Do you think she ever tells him she broke into his apartment and the extreme she went to to hide from him?

No, I don’t think so. [Laughs] She conveniently keeps that from him. That’ll be her dirty secret for the rest of her life. Maybe she tells him on her death bed.

How is Brooke feeling about her life at the end of the season? Is she maybe as happy with it as she ever been or has been in a while?

I think she’s resigned to who she is and letting herself be happy. She has that nice scene with Lance on the bench before they reunite and she’s apologizing for the lengths that she’s gone to. She’s gotten completely lost in it. And I think when we make mistakes, when we go through a period of darkness, as it were, in our lives, coming back down to Earth is hard to do. But it takes some time and I think by the end of the season she’s like, “I’m doing the right thing. I’m living as me and I’m back with this person that I love.” But she’s in a period of rebuilding.

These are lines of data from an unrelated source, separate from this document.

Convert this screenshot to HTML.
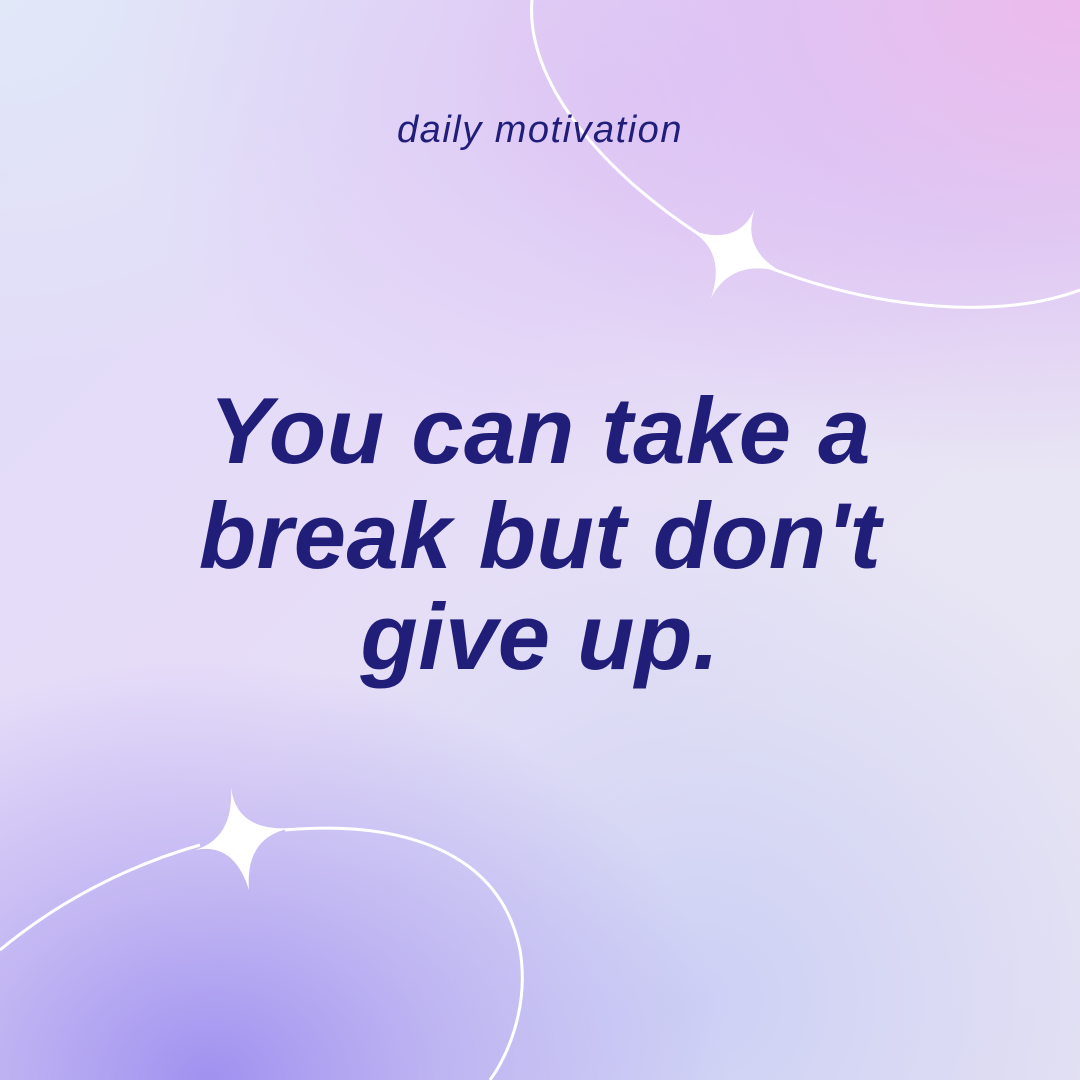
<!DOCTYPE html>
<html><head><meta charset="utf-8"><style>
html,body{margin:0;padding:0}
body{width:1080px;height:1080px;position:relative;overflow:hidden;
background:
radial-gradient(ellipse 520px 420px at 210px 1080px, rgba(160,145,240,1) 0%, rgba(170,155,240,0.6) 45%, rgba(190,180,245,0) 100%),
radial-gradient(ellipse 650px 480px at 1080px 0px, rgba(236,186,236,1) 0%, rgba(222,190,242,0.7) 50%, rgba(225,205,245,0) 100%),
radial-gradient(ellipse 500px 380px at 620px 100px, rgba(220,196,244,0.8) 0%, rgba(220,196,244,0) 100%),
radial-gradient(ellipse 450px 380px at 0px 0px, rgba(225,232,248,1) 0%, rgba(225,225,248,0) 100%),
radial-gradient(ellipse 500px 500px at 700px 1000px, rgba(205,208,245,1) 0%, rgba(205,208,245,0) 100%),
linear-gradient(135deg,#e0dcf8 0%,#e6dcf8 40%,#e8e6f4 70%,#e8e4f2 100%);}
.t{position:absolute;left:0;width:1080px;text-align:center;font-family:"Liberation Sans",sans-serif;color:#211e7a}
.q{font-weight:bold;font-style:italic;font-size:94px;line-height:94px;letter-spacing:0.5px}
</style></head><body>
<svg width="1080" height="1080" style="position:absolute;left:0;top:0">
<path d="M532,0 C525,80 600,170 700,235 M770,268 C880,310 1000,320 1080,290" fill="none" stroke="#fff" stroke-width="3"/>
<path d="M0,950 C60,900 130,865 200,845 M285,830 C400,820 500,850 520,950 C530,1010 505,1060 490,1080" fill="none" stroke="#fff" stroke-width="3"/>
<path d="M757,203 Q738,248 782,272 Q732,258 711,298 Q727,252 690,230 Q742,248 757,203Z" fill="#fff"/>
<path d="M231,787 Q236,832 292,828 Q245,836 249,890 Q234,842 195,850 Q234,838 231,787Z" fill="#fff"/>
</svg>
<div class="t" style="top:111px;font-size:38px;line-height:38px;font-style:italic;letter-spacing:1.5px">daily motivation</div>
<div class="t q" style="top:384px">You can take a</div>
<div class="t q" style="top:489px">break but don't</div>
<div class="t q" style="top:590px">give up.</div>
</body></html>
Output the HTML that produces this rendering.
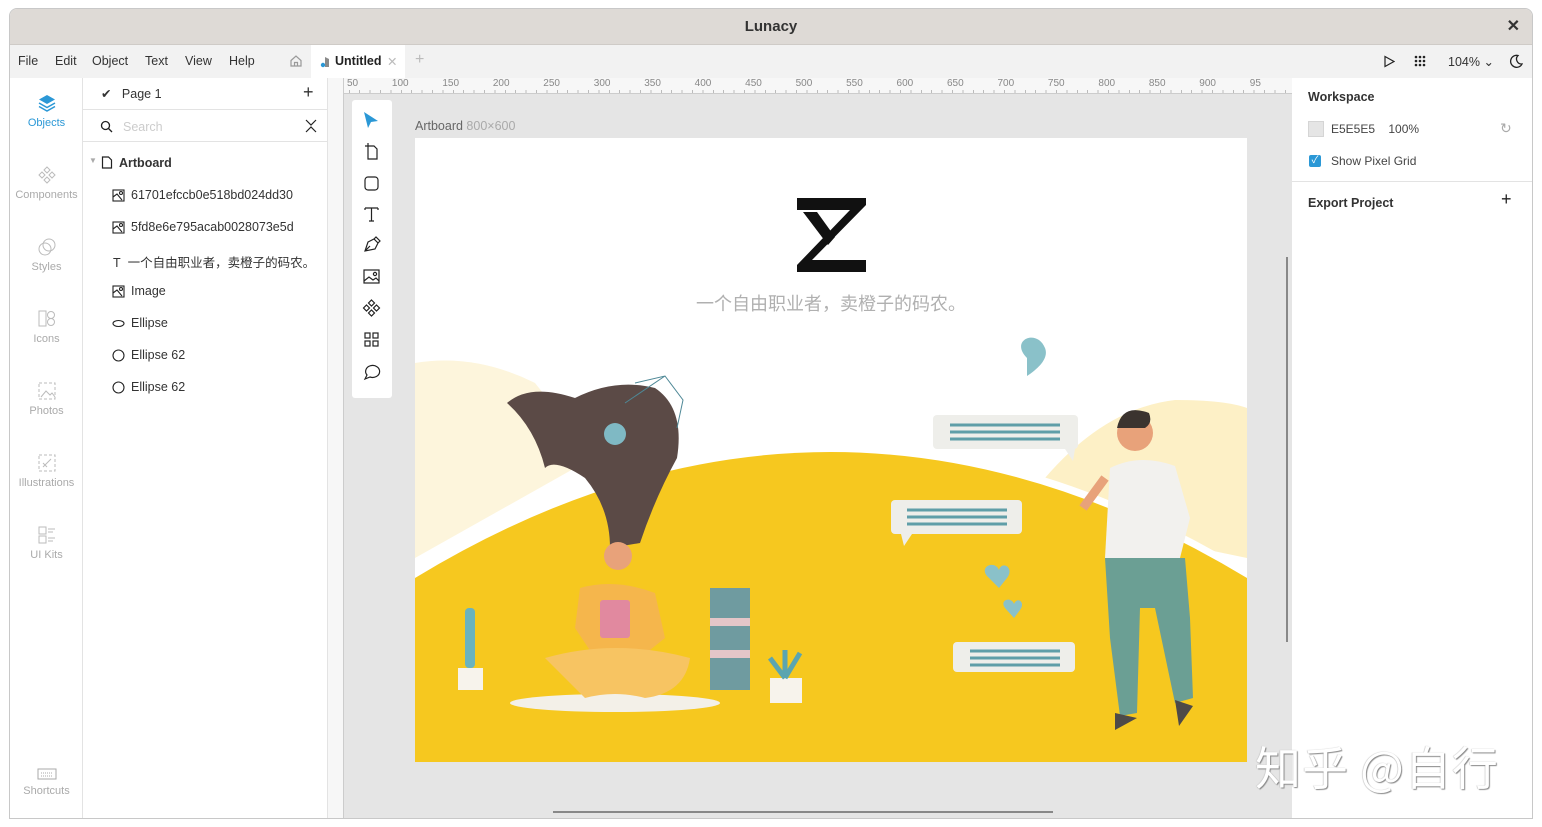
<!DOCTYPE html>
<html><head><meta charset="utf-8"><style>
*{margin:0;padding:0;box-sizing:border-box}
body{width:1542px;height:827px;background:#fff;font-family:"Liberation Sans","Noto Sans CJK SC",sans-serif;position:relative;overflow:hidden;font-size:12px;color:#222}
.a{position:absolute}
.win{left:9px;top:8px;width:1524px;height:811px;border:1px solid #c8c8c8;border-radius:8px 8px 0 0;overflow:hidden;background:#fff}
.title{left:0;top:0;width:100%;height:36px;background:#dedad6;border-bottom:1px solid #cfcbc7;text-align:center;font-weight:bold;font-size:15px;line-height:36px;color:#333}
.menu{left:0;top:36px;width:100%;height:33px;background:#f2f2f2}
.menu span{position:absolute;top:9px;font-size:12.5px;color:#333}
.rail{left:0;top:69px;width:73px;height:742px;background:#fff;border-right:1px solid #e3e3e3}
.rail .it{position:absolute;left:0;width:73px;text-align:center;font-size:11px;color:#aaa}
.layers{left:73px;top:69px;width:245px;height:742px;background:#fff;border-right:1px solid #e3e3e3}
.row{position:absolute;left:0;font-size:12.5px;color:#333}
.canvas{left:318px;top:69px;width:964px;height:742px;background:#e5e5e5}
.right{left:1282px;top:69px;width:242px;height:742px;background:#fff}
</style></head><body>
<div class="a win">
 <div class="a title">Lunacy<span class="a" style="right:12px;top:0;font-size:16px">✕</span></div>
 <div class="a menu">
  <span style="left:8px">File</span><span style="left:45px">Edit</span><span style="left:82px">Object</span><span style="left:135px">Text</span><span style="left:175px">View</span><span style="left:219px">Help</span>
  <svg class="a" style="left:279px;top:9px" width="14" height="14" viewBox="0 0 14 14" fill="none" stroke="#999" stroke-width="1.2"><path d="M2 6.5L7 2l5 4.5V12H2z M5.5 12V8.5h3V12"/></svg>
  <div class="a" style="left:301px;top:0;width:94px;height:33px;background:#fff"></div>
  <svg class="a" style="left:310px;top:11px" width="10" height="12"><path d="M5 1l4 2v8H5z" fill="#8a8a8a"/><circle cx="3" cy="9" r="2.2" fill="#2b98d6"/></svg>
  <span style="left:325px;font-weight:bold;color:#222">Untitled</span><span style="left:377px;color:#bbb">✕</span>
  <span style="left:405px;color:#bbb;font-size:16px;top:6px">+</span>
  <svg class="a" style="left:1373px;top:10px" width="12" height="13" fill="none" stroke="#222" stroke-width="1.2"><path d="M2 1.5L11 6.5 2 11.5z"/></svg>
  <svg class="a" style="left:1404px;top:10px" width="12" height="12" fill="#222"><circle cx="2" cy="2" r="1.3"/><circle cx="6" cy="2" r="1.3"/><circle cx="10" cy="2" r="1.3"/><circle cx="2" cy="6" r="1.3"/><circle cx="6" cy="6" r="1.3"/><circle cx="10" cy="6" r="1.3"/><circle cx="2" cy="10" r="1.3"/><circle cx="6" cy="10" r="1.3"/><circle cx="10" cy="10" r="1.3"/></svg>
  <span style="left:1438px">104% ⌄</span>
  <svg class="a" style="left:1499px;top:9px" width="14" height="14" fill="none" stroke="#222" stroke-width="1.3"><path d="M9 1.5A6 6 0 1 0 13 10 5 5 0 0 1 9 1.5z"/></svg>
 </div>
 <div class="a rail">
  <div class="it" style="top:14px;color:#2b98d6"><svg width="22" height="22" viewBox="0 0 22 22"><path d="M11 3l8 4.5-8 4.5-8-4.5z" fill="#2b98d6"/><path d="M3 11l8 4.5 8-4.5M3 14.5l8 4.5 8-4.5" fill="none" stroke="#2b98d6" stroke-width="1.5"/></svg><br>Objects</div>
  <div class="it" style="top:86px"><svg width="22" height="22" fill="none" stroke="#bbb"><path d="M11 3l3 3-3 3-3-3zM6 8l3 3-3 3-3-3zM16 8l3 3-3 3-3-3zM11 13l3 3-3 3-3-3z"/></svg><br>Components</div>
  <div class="it" style="top:158px"><svg width="22" height="22" fill="none" stroke="#bbb"><circle cx="9" cy="13" r="6"/><circle cx="13" cy="9" r="6"/></svg><br>Styles</div>
  <div class="it" style="top:230px"><svg width="22" height="22" fill="none" stroke="#bbb"><rect x="3" y="3" width="7" height="15"/><circle cx="15" cy="7" r="3.5"/><circle cx="15" cy="14" r="3.5"/></svg><br>Icons</div>
  <div class="it" style="top:302px"><svg width="22" height="22" fill="none" stroke="#bbb"><rect x="3" y="3" width="16" height="16" stroke-dasharray="3 2"/><path d="M5 17l5-6 4 4 2-2 3 4"/></svg><br>Photos</div>
  <div class="it" style="top:374px"><svg width="22" height="22" fill="none" stroke="#bbb"><rect x="3" y="3" width="16" height="16" stroke-dasharray="3 2"/><path d="M7 15l8-8M7 11l4 4"/></svg><br>Illustrations</div>
  <div class="it" style="top:446px"><svg width="22" height="22" fill="none" stroke="#bbb"><rect x="3" y="3" width="7" height="7"/><rect x="3" y="12" width="7" height="7"/><path d="M12 5h7M12 8h5M12 14h7M12 17h5"/></svg><br>UI Kits</div>
  <div class="it" style="top:688px"><svg width="22" height="16" fill="none" stroke="#aaa"><rect x="2" y="3" width="18" height="10"/><path d="M5 7h12M5 10h12" stroke-dasharray="1 1"/></svg><br>Shortcuts</div>
 </div>
 <div class="a layers">
  <div class="row" style="top:8px;left:18px">✔&nbsp;&nbsp;&nbsp;<b style="font-weight:normal">Page 1</b></div>
  <div class="row" style="top:4px;left:220px;font-size:18px">+</div>
  <div class="a" style="top:31px;left:0;width:245px;border-top:1px solid #e3e3e3"></div>
  <svg class="a" style="left:17px;top:42px" width="13" height="13" fill="none" stroke="#222" stroke-width="1.3"><circle cx="5.5" cy="5.5" r="4"/><path d="M8.5 8.5l3.5 3.5"/></svg>
  <div class="row" style="top:42px;left:40px;color:#ccc">Search</div>
  <svg class="a" style="left:222px;top:41px" width="12" height="14" fill="none" stroke="#222" stroke-width="1.2"><path d="M1 1l5 5 5-5M1 13l5-5 5 5"/></svg>
  <div class="a" style="top:63px;left:0;width:245px;border-top:1px solid #e3e3e3"></div>
  <div class="row" style="top:78px;left:6px;font-size:8px;color:#aaa">▼</div>
  <svg class="a" style="left:18px;top:78px" width="12" height="13" fill="none" stroke="#222" stroke-width="1.2"><path d="M1.5 1h6l3 3v8h-9z"/></svg>
  <div class="row" style="top:78px;left:36px;font-weight:bold">Artboard</div>
  <div class="row" style="top:110px;left:48px">61701efccb0e518bd024dd30</div>
  <div class="row" style="top:142px;left:48px">5fd8e6e795acab0028073e5d</div>
  <div class="row" style="top:174px;left:30px">T&nbsp;&nbsp;一个自由职业者，卖橙子的码农。</div>
  <div class="row" style="top:206px;left:48px">Image</div>
  <div class="row" style="top:238px;left:48px">Ellipse</div>
  <div class="row" style="top:270px;left:48px">Ellipse 62</div>
  <div class="row" style="top:302px;left:48px">Ellipse 62</div>
  <svg class="a" style="left:29px;top:111px" width="14" height="210" fill="none" stroke="#222" stroke-width="1.1"><g><rect x="1" y="1" width="11" height="11"/><path d="M1 8l4-3 5 6"/><circle cx="9" cy="4" r="1.5"/></g><g transform="translate(0,32)"><rect x="1" y="1" width="11" height="11"/><path d="M1 8l4-3 5 6"/><circle cx="9" cy="4" r="1.5"/></g><g transform="translate(0,96)"><rect x="1" y="1" width="11" height="11"/><path d="M1 8l4-3 5 6"/><circle cx="9" cy="4" r="1.5"/></g><ellipse cx="6.5" cy="134.5" rx="5.5" ry="3"/><circle cx="6.5" cy="166.5" r="5.5"/><circle cx="6.5" cy="198.5" r="5.5"/></svg>
 </div>
 <div class="a canvas">
  <div class="a" style="left:0;top:0;width:964px;height:16px;background:#f7f7f7;border-bottom:1px solid #ccc;background-image:repeating-linear-gradient(90deg,#bbb 0 1px,transparent 1px 10.4px);background-size:100% 4px;background-repeat:no-repeat;background-position:0 12px"></div>
  <div class="a" style="left:0;top:0;width:16px;height:742px;background:#f7f7f7;border-right:1px solid #ccc"></div>
  <div class="a" style="left:19px;top:0px;font-size:10px;color:#888;word-spacing:31px;white-space:nowrap">50 100 150 200 250 300 350 400 450 500 550 600 650 700 750 800 850 900 95</div>
  <div class="a" style="left:24px;top:22px;width:40px;height:298px;background:#fff;border-radius:3px"></div>
  <svg class="a" style="left:33px;top:31px" width="24" height="284" fill="none" stroke="#222" stroke-width="1.2">
   <path d="M3 3l14 9-7 1-3 6z" fill="#2b98d6" stroke="none"/>
   <path d="M4 37h3v-3M7 37l6 0 3 3v10H7z"/>
   <rect x="4" y="68" width="13" height="13" rx="3"/>
   <path d="M4 99h13M10.5 99v13M8 112h5M4 99v2M17 99v2"/>
   <path d="M4 142l3-9 6-3 4 4-3 6zM4 142l5-5M13 130l2-2 4 4-2 2"/>
   <rect x="3" y="161" width="15" height="13"/><path d="M3 172l5-4 4 3 3-2 3 3"/><circle cx="14" cy="165" r="1.6"/>
   <path d="M10.5 191l3 3-3 3-3-3zM5.5 196l3 3-3 3-3-3zM15.5 196l3 3-3 3-3-3zM10.5 201l3 3-3 3-3-3z"/>
   <rect x="4" y="224" width="5" height="5"/><rect x="12" y="224" width="5" height="5"/><rect x="4" y="232" width="5" height="5"/><rect x="12" y="232" width="5" height="5"/>
   <path d="M4 270l2-4a7 6 0 1 1 3 2z"/>
  </svg>
  <div class="a" style="left:87px;top:41px;font-size:12.5px;color:#666">Artboard <span style="color:#aaa">800×600</span></div>
  <div class="a" style="left:958px;top:179px;width:2px;height:385px;background:#888"></div>
  <div class="a" style="left:225px;top:733px;width:500px;height:2px;background:#888"></div>
  <svg class="a" style="left:87px;top:60px" width="832" height="624" viewBox="0 0 832 624">
   <rect width="832" height="624" fill="#fff"/>
   <path d="M0 225Q60 215 120 245Q150 280 160 330L0 420z" fill="#fdf5dc"/>
   <path d="M630 340Q690 270 760 262Q810 262 832 270V420L640 380z" fill="#fdf0c6"/>
   <path d="M0 432Q415 180 832 432V624H0z" fill="#fff"/>
   <path d="M0 440Q415 188 832 440V624H0z" fill="#f6c81f"/>
   <g transform="translate(382,60)"><path d="M0 0H69V7L15 62H69V74H0V67L53 12H0z" fill="#111"/><path d="M6 14H20L38 39 31 47z" fill="#111"/></g>
   <text x="416" y="172" text-anchor="middle" font-family="Liberation Sans,Noto Sans CJK SC,sans-serif" font-size="18" fill="#b0b0b0">一个自由职业者，卖橙子的码农。</text>
   <path d="M92 265Q115 245 160 260Q200 240 240 250Q270 270 262 320Q240 360 225 405L195 410Q195 370 170 340Q140 320 130 330Q120 290 92 265z" fill="#5b4a46"/>
   <circle cx="200" cy="296" r="11" fill="#7fb9c4"/>
   <path d="M220 245L250 238 268 262 262 290M210 265L250 238" stroke="#4e8896" fill="none"/>
   <ellipse cx="200" cy="565" rx="105" ry="9" fill="#f3f0e8"/>
   <circle cx="203" cy="418" r="14" fill="#e8a27a"/>
   <path d="M165 450Q200 440 240 455L250 500 225 520 180 520 160 490z" fill="#f5b64c"/>
   <rect x="185" y="462" width="30" height="38" rx="3" fill="#e1899f"/>
   <path d="M130 520Q200 500 275 520Q270 555 230 560 200 552 170 560 130 550z" fill="#f7c462"/>
   <rect x="43" y="530" width="25" height="22" fill="#f7f3ec"/><rect x="50" y="470" width="10" height="60" rx="4" fill="#6ab3bf"/>
   <g fill="#6f9ba0"><rect x="295" y="450" width="40" height="102"/></g>
   <g fill="#e4c6c8"><rect x="295" y="480" width="40" height="8"/><rect x="295" y="512" width="40" height="8"/></g>
   <rect x="355" y="540" width="32" height="25" fill="#f7f3ec"/><path d="M370 540l-15-20M370 540l15-25M370 540v-28" stroke="#5ba5b0" stroke-width="5"/>
   <path d="M612 220c-18-18 10-30 18-10 4 10-6 20-18 28z" fill="#8ac1c9"/>
   <rect x="518" y="277" width="145" height="34" rx="4" fill="#eeeeea"/><path d="M650 311l8 12 2-12z" fill="#eeeeea"/>
   <g stroke="#5f9ea8" stroke-width="3"><path d="M535 287h110M535 294h110M535 301h110"/></g>
   <rect x="476" y="362" width="131" height="34" rx="4" fill="#eeeeea"/><path d="M486 396l3 12 8-12z" fill="#eeeeea"/>
   <g stroke="#5f9ea8" stroke-width="3"><path d="M492 372h100M492 379h100M492 386h100"/></g>
   <rect x="538" y="504" width="122" height="30" rx="4" fill="#eeeeea"/>
   <g stroke="#5f9ea8" stroke-width="3"><path d="M555 513h90M555 520h90M555 527h90"/></g>
   <path d="M572 438c-8-10 8-16 12-6 3-10 16-2 8 8l-8 10z" fill="#8ac1c9"/>
   <path d="M590 470c-6-8 6-12 9-4 3-8 12-2 6 6l-6 8z" fill="#8ac1c9"/>
   <circle cx="720" cy="295" r="18" fill="#e8a27a"/><path d="M702 290q5-25 32-15 4 10-4 15z" fill="#3b332f"/>
   <path d="M695 330Q725 315 760 328L775 380 765 420H690z" fill="#f2f1ee"/>
   <path d="M690 420H770L775 480 778 560 760 565 740 470 725 470 722 575 705 578 695 500z" fill="#6b9f94"/>
   <path d="M700 575l22 5-22 12z M760 562l18 6-14 20z" fill="#4e4a48"/>
   <path d="M690 340L668 370" stroke="#e8a27a" stroke-width="9"/>
  </svg>
 </div>
 <div class="a right">
  <div class="a" style="left:16px;top:12px;font-size:12.5px;font-weight:bold;color:#333">Workspace</div>
  <div class="a" style="left:16px;top:43px;width:16px;height:16px;background:#e5e5e5;border:1px solid #d5d5d5"></div>
  <div class="a" style="left:39px;top:44px;font-size:12px;color:#444">E5E5E5&nbsp;&nbsp;&nbsp;&nbsp;100%</div>
  <div class="a" style="left:208px;top:42px;font-size:14px;color:#aaa">↻</div>
  <div class="a" style="left:17px;top:77px;width:12px;height:12px;background:#2b98d6;border-radius:2px;color:#fff;font-size:10px;line-height:12px;text-align:center">✓</div>
  <div class="a" style="left:39px;top:76px;font-size:12px;color:#444">Show Pixel Grid</div>
  <div class="a" style="left:0;top:103px;width:242px;border-top:1px solid #e3e3e3"></div>
  <div class="a" style="left:16px;top:118px;font-size:12.5px;font-weight:bold;color:#333">Export Project</div>
  <div class="a" style="left:209px;top:111px;font-size:18px;color:#222">+</div>
 </div>
</div>
<div class="a" style="left:1255px;top:733px;font-size:46px;color:#fff;text-shadow:1px 1px 1px #888,-0.5px 0 1px #bbb;font-family:'Noto Sans CJK SC',sans-serif;white-space:nowrap;letter-spacing:1px">知乎 @自行</div>
</body></html>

How worried should the family be about Chase given that last scene with him and the tattoo?

Oh yeah. I don’t know. [Laughs] We’ve seen what happens with these pop stars, so … I think what Chris and Sarah do so well is poke fun at pop culture and all these things we see from the outside as being cool or glamorous or bizarre and out there and it’s fun to pull the curtain back and think, “Oh, this has all been orchestrated by a very good publicist, played by the wonderful Wanda Sykes.”

You and Wanda are so good together.

Thank you. I truly love her. She is a wonderful person and a hilarious comedian. We’re so lucky that she does this with us.

What was your favorite scene to film this season?

I don’t know. I think probably the most gratifying moment — and it was a difficult day — and the most satisfying as an actor was in Episode 5 when Brooke and Lance are breaking up and sort of playing Brooke being backed into a corner and how she tries to fight her way out of it. I think that was my favorite scene to shoot. I’ve known Josh Segarra for about 15 years now, and he’s such a wonderful actor, and being opposite him, it’s just playing catch. He makes it feel so easy even when it’s hard. So I think that would be my favorite.